Joel ben Simeon is best known for his richly illuminated, multicolored Haggadot. These display an enormous thematic variety and showcase his remarkable talent. A considerable number of his manuscripts, however, were not illuminated, but decorated with imaginative penwork in different colored inks, mostly red, blue and purple. The Veneto Siddur and the Moskowitz Mahzor are examples of this.
The Veneto Siddur has more than 500 such pen-and-ink drawings, including masks and faces, banderoles, anthropomorphic animals, dogs, birds, crowns, castles and dragons, in elaborate floral and foliate surrounds. The Moskowitz Mahzor has an even more elaborate and exquisite decorative program of many hundreds of pen-and-ink decorations, with a particular emphasis on animals.
Among the most striking motifs in Joel ben Simeon's manuscripts are some rather amusing human masks. They appear many times in both manuscripts displayed here, as well as several other manuscripts by his hand. Most of the masks in the Veneto Siddur and the Moskowitz Manzor are integrated into ornamental frames surrounding opening words.

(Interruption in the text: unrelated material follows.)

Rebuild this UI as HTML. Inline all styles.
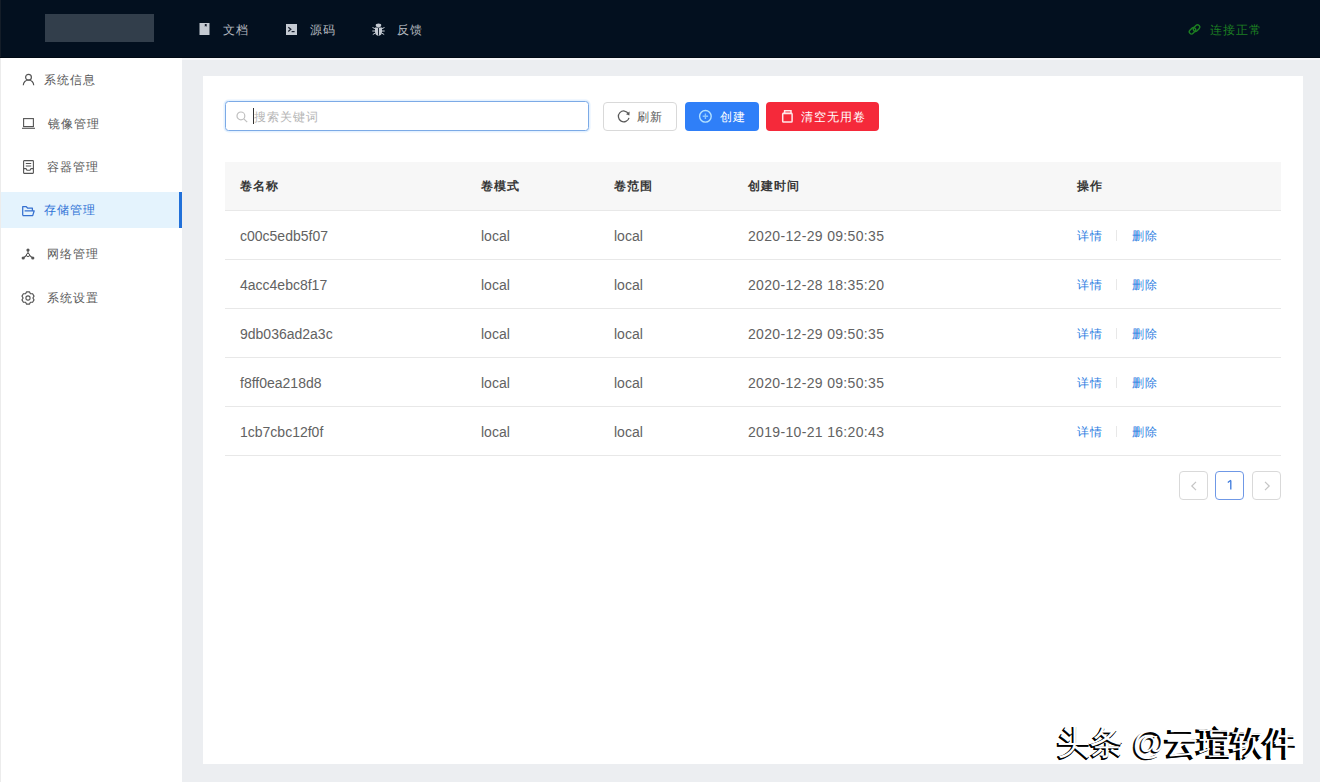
<!DOCTYPE html>
<html><head><meta charset="utf-8">
<style>
*{box-sizing:border-box;margin:0;padding:0}
html,body{width:1320px;height:782px;overflow:hidden;background:#eceef1;font-family:"Liberation Sans",sans-serif;font-size:14px;color:#595959}
.a{position:absolute;white-space:nowrap}
.cj{font-size:12px;line-height:16px;letter-spacing:.9px}
#hdr{position:absolute;left:0;top:0;width:1320px;height:58px;background:#03101f}
#logo{position:absolute;left:45px;top:14px;width:109px;height:28px;background:#323e4b}
.nav{color:#b3b8bf;top:22px}
#side{position:absolute;left:0;top:58px;width:182px;height:724px;background:#fff}
.mt{left:47px}
#card{position:absolute;left:203px;top:76px;width:1100px;height:688px;background:#fff}
#search{position:absolute;left:224.5px;top:101px;width:364.5px;height:30px;border:1.8px solid #7caae6;border-radius:3.5px;box-shadow:0 0 0 1.5px rgba(150,205,255,.25);background:#fff}
.btn{position:absolute;top:102px;height:29px;border-radius:4px}
.th{font-weight:bold;color:#383838;top:178px}
.row{position:absolute;left:225px;width:1056px;height:49px;border-bottom:1px solid #e8e8e8}
.c{position:absolute;top:17px;line-height:16px;white-space:nowrap;color:#626262}
.dt{letter-spacing:.33px}
.lk{color:#2a7de1;font-size:12px;letter-spacing:.9px;top:17px}
.sep{position:absolute;left:891px;top:19px;width:1px;height:11px;background:#e8e8e8}
.pg{position:absolute;top:471px;width:29px;height:29px;border:1px solid #d9d9d9;border-radius:4px}
</style></head><body>
<div id="hdr">
  <div id="logo"></div>
  <svg class="a" style="left:199px;top:23px" width="11" height="12" viewBox="0 0 11 12"><rect x="0.5" y="0" width="10" height="12" fill="#c4cad2"/><path d="M5.8 0.9h1.9v2.8L6.75 3 5.8 3.7z" fill="#1a2230"/></svg>
  <div class="a cj nav" style="left:223px">文档</div>
  <svg class="a" style="left:286px;top:24px" width="11" height="11" viewBox="0 0 11 11"><rect width="11" height="11" fill="#c4cad2"/><path d="M2.3 3.2 4.8 5.3 2.3 7.4" stroke="#1a2230" stroke-width="1.3" fill="none"/><rect x="5.6" y="7" width="3" height="1.2" fill="#1a2230"/></svg>
  <div class="a cj nav" style="left:310px">源码</div>
  <svg class="a" style="left:372px;top:23px" width="13" height="13" viewBox="0 0 13 13"><ellipse cx="6.5" cy="2.3" rx="2.8" ry="1.9" fill="#c4cad2"/><path d="M3 4.6h7v4.4c0 2.2-1.6 3.8-3.5 3.8S3 11.2 3 9z" fill="#c4cad2"/><path d="M6.5 5v7.5" stroke="#03101f" stroke-width=".9"/><path d="M0.5 4.5 3 5.6M12.5 4.5 10 5.6M0.3 8h2.7M12.7 8H10M0.8 11.5 3.2 10.2M12.2 11.5 9.8 10.2" stroke="#c4cad2" stroke-width="1"/></svg>
  <div class="a cj nav" style="left:397px">反馈</div>
  <svg class="a" style="left:1188px;top:23px" width="13" height="13" viewBox="0 0 13 13"><g fill="none" stroke="#1d7f22" stroke-width="1.4"><rect x="0.9" y="5.6" width="7.2" height="4.4" rx="2.2" transform="rotate(-45 4.5 7.8)"/><rect x="4.9" y="2.9" width="7.2" height="4.4" rx="2.2" transform="rotate(-45 8.5 5.1)"/></g></svg>
  <div class="a cj" style="left:1210px;top:22px;color:#1d7f22">连接正常</div>
</div>
<div id="side">
  <svg class="a" style="left:22px;top:15px" width="13" height="13" viewBox="0 0 13 13"><g fill="none" stroke="#555" stroke-width="1.2"><circle cx="6.5" cy="4.3" r="2.9"/><path d="M1.3 12.2a5.2 5.2 0 0 1 10.4 0"/></g></svg>
  <div class="a cj" style="left:44px;top:14px">系统信息</div>
  <svg class="a" style="left:22px;top:60px" width="13" height="11" viewBox="0 0 13 11"><g fill="none" stroke="#555" stroke-width="1.1"><rect x="1.6" y="0.6" width="9.8" height="8"/><path d="M0 10.3h13"/></g><rect x="1.5" y="8" width="10" height="1" fill="#555"/></svg>
  <div class="a cj mt" style="left:48px;top:58px">镜像管理</div>
  <svg class="a" style="left:23px;top:102px" width="11" height="14" viewBox="0 0 11 14"><g fill="none" stroke="#555" stroke-width="1.1"><rect x="0.6" y="0.6" width="9.8" height="12.8" rx=".6"/><path d="M2.8 3.5h5.4M2.8 6h5.4M0.6 8.6h2.4l1 1.6h3l1-1.6h2.4"/></g></svg>
  <div class="a cj mt" style="left:47px;top:101px">容器管理</div>
  <div class="a" style="left:0;top:134px;width:182px;height:36px;background:#e4f3fd"></div>
  <div class="a" style="left:179px;top:134px;width:3px;height:36px;background:#2170d9"></div>
  <svg class="a" style="left:21.5px;top:147.5px" width="14" height="11" viewBox="0 0 14 11"><path d="M0.7 9.6V0.7h3.6l1.5 1.5h4.6v2.5M2.6 4.8H12.2L10.7 9.6H0.7" fill="none" stroke="#3570d0" stroke-width="1.25" stroke-linejoin="round"/></svg>
  <div class="a cj" style="left:44px;top:144px;color:#2f72d6">存储管理</div>
  <svg class="a" style="left:21px;top:190px" width="14" height="12" viewBox="0 0 14 12"><g fill="none" stroke="#555" stroke-width="1.1"><path d="M7 2.8v3.2M7 6 3 9.5M7 6l4 3.5"/></g><g fill="#555"><circle cx="7" cy="2" r="1.6"/><circle cx="2.2" cy="10" r="1.6"/><circle cx="11.8" cy="10" r="1.6"/></g><circle cx="7" cy="7" r="1.6" fill="#fff" stroke="#555" stroke-width="1"/></svg>
  <div class="a cj mt" style="left:47px;top:188px">网络管理</div>
  <svg class="a" style="left:21px;top:233px" width="14" height="14" viewBox="0 0 14 14"><path d="M5.58 0.86 L8.42 0.86 L9.45 2.76 L11.61 2.70 L13.02 5.16 L11.90 7.00 L13.02 8.84 L11.61 11.30 L9.45 11.24 L8.42 13.14 L5.58 13.14 L4.55 11.24 L2.39 11.30 L0.98 8.84 L2.10 7.00 L0.98 5.16 L2.39 2.70 L4.55 2.76Z" fill="none" stroke="#555" stroke-width="1.15" stroke-linejoin="round"/><circle cx="7" cy="7" r="2.1" fill="none" stroke="#555" stroke-width="1.1"/></svg>
  <div class="a cj mt" style="left:47px;top:232px">系统设置</div>
</div>
<div id="card"></div>
<div class="a" style="left:182px;top:58px;width:1138px;height:2px;background:#f6f7f9"></div>
<div class="a" style="left:0;top:58px;width:1px;height:724px;background:#ececec"></div>
<div class="a" style="left:0;top:0;width:1px;height:58px;background:#141d28"></div>
<div class="a" style="left:0;top:57px;width:1320px;height:1px;background:#010a14"></div>
<div id="search"></div>
<svg class="a" style="left:236px;top:111px" width="12" height="12" viewBox="0 0 12 12"><g fill="none" stroke="#bfbfbf" stroke-width="1.2"><circle cx="4.9" cy="4.9" r="3.9"/><path d="M7.8 7.8 11.2 11.2"/></g></svg>
<div class="a" style="left:253px;top:108px;width:1px;height:16px;background:#333"></div>
<div class="a cj" style="left:254px;top:109px;color:#b5b5b5">搜索关键词</div>
<div class="btn" style="left:603px;width:74px;border:1px solid #d9d9d9;background:#fff"></div>
<svg class="a" style="left:612px;top:105px" width="24" height="22" viewBox="0 0 24 22"><path d="M16.4 8.6A5.4 5.4 0 1 0 17 12.8" fill="none" stroke="#595959" stroke-width="1.25"/><path d="M17.6 6.6 17.4 10.4 14 9.2Z" fill="#595959"/></svg>
<div class="a cj" style="left:637px;top:109px">刷新</div>
<div class="btn" style="left:685px;width:74px;background:#2f7ff8"></div>
<svg class="a" style="left:694px;top:105px" width="22" height="22" viewBox="0 0 22 22"><circle cx="11.4" cy="11.3" r="5.8" fill="none" stroke="#b4e2ff" stroke-width="1.4"/><path d="M11.4 8.6v5.4M8.7 11.3h5.4" stroke="#8cc6ff" stroke-width="1.4"/></svg>
<div class="a cj" style="left:720px;top:109px;color:#fff">创建</div>
<div class="btn" style="left:766px;width:113px;background:#f5293a"></div>
<svg class="a" style="left:776px;top:106px" width="22" height="20" viewBox="0 0 22 20"><g fill="none" stroke="#ffe8ea" stroke-width="1.5"><rect x="6.7" y="7.4" width="9.4" height="8.6" rx=".8"/><path d="M8.6 7.2V4.8h6.4v2.4"/><path d="M6.6 7.3h9.6"/></g></svg>
<div class="a cj" style="left:801px;top:109px;color:#fff">清空无用卷</div>
<div class="a" style="left:225px;top:162px;width:1056px;height:49px;background:#f7f7f7;border-bottom:1px solid #e8e8e8"></div>
<div class="a cj th" style="left:240px">卷名称</div>
<div class="a cj th" style="left:481px">卷模式</div>
<div class="a cj th" style="left:614px">卷范围</div>
<div class="a cj th" style="left:748px">创建时间</div>
<div class="a cj th" style="left:1077px">操作</div>
<div class="row" style="top:211px"><span class="c" style="left:15px">c00c5edb5f07</span><span class="c" style="left:256px">local</span><span class="c" style="left:389px">local</span><span class="c dt" style="left:523px">2020-12-29 09:50:35</span><span class="c lk" style="left:852px">详情</span><i class="sep"></i><span class="c lk" style="left:907px">删除</span></div>
<div class="row" style="top:260px"><span class="c" style="left:15px">4acc4ebc8f17</span><span class="c" style="left:256px">local</span><span class="c" style="left:389px">local</span><span class="c dt" style="left:523px">2020-12-28 18:35:20</span><span class="c lk" style="left:852px">详情</span><i class="sep"></i><span class="c lk" style="left:907px">删除</span></div>
<div class="row" style="top:309px"><span class="c" style="left:15px">9db036ad2a3c</span><span class="c" style="left:256px">local</span><span class="c" style="left:389px">local</span><span class="c dt" style="left:523px">2020-12-29 09:50:35</span><span class="c lk" style="left:852px">详情</span><i class="sep"></i><span class="c lk" style="left:907px">删除</span></div>
<div class="row" style="top:358px"><span class="c" style="left:15px">f8ff0ea218d8</span><span class="c" style="left:256px">local</span><span class="c" style="left:389px">local</span><span class="c dt" style="left:523px">2020-12-29 09:50:35</span><span class="c lk" style="left:852px">详情</span><i class="sep"></i><span class="c lk" style="left:907px">删除</span></div>
<div class="row" style="top:407px"><span class="c" style="left:15px">1cb7cbc12f0f</span><span class="c" style="left:256px">local</span><span class="c" style="left:389px">local</span><span class="c dt" style="left:523px">2019-10-21 16:20:43</span><span class="c lk" style="left:852px">详情</span><i class="sep"></i><span class="c lk" style="left:907px">删除</span></div>

<div class="pg" style="left:1179px"></div>
<div class="pg" style="left:1215px;border-color:#6f98e6"></div>
<div class="pg" style="left:1252px"></div>
<svg class="a" style="left:1190px;top:481px" width="8" height="10" viewBox="0 0 8 10"><path d="M6 0.8 1.8 5 6 9.2" fill="none" stroke="#c4c4c4" stroke-width="1.2"/></svg>
<svg class="a" style="left:1226px;top:479px" width="8" height="12" viewBox="0 0 8 12"><path d="M4.8 1.4V10.6" stroke="#3a78dc" stroke-width="1.3"/><path d="M1.8 3.6 4.8 1.3" stroke="#3a78dc" stroke-width="1.2"/></svg>
<svg class="a" style="left:1263px;top:481px" width="8" height="10" viewBox="0 0 8 10"><path d="M2 0.8 6.2 5 2 9.2" fill="none" stroke="#c4c4c4" stroke-width="1.2"/></svg>
<div class="a" style="left:1056px;top:724px;font-size:33px;line-height:40px;color:#000;font-weight:bold;-webkit-text-stroke:.5px #000">头条 @云瑄软件</div>
<div class="a" style="left:1057px;top:722.5px;font-size:33px;line-height:40px;color:#fff">头条 @云瑄软件</div>
</body></html>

Among the manuscripts attributed to Joel ben Simeon, three contain daily prayers and four contain festival prayers. The text of Sefer Minhagim, which is included in the Veneto Siddur, also appears in another manuscript attributed to Joel ben Simeon that forms part of the Braginsky Collection but is not shown in this exhibition. Sefer Minhagim provides fascinating descriptions of ritual customs practiced by German-Jewish immigrants in Northern Italy in that period. Samuel of Ulm's authorship of the text is based on information from a single manuscript, now held by the Jesselson Foundation. Its contents are clearly inspired by the teachings of Jacob Moellin (1360-1427) of Mainz, who was one of the leading Ashkenazic scholars of Jewish law. The daily and Sabbath prayers in the Veneto Siddur reflect the Ulm rite. The Moskowitz Mahzor follows the old rite of the Jews of Italy, commonly referred to as Minhag Roma. It contains both daily and festival prayers, including many rare piyyutim, biblical readings, a Passover Haggadah, and a number of other texts.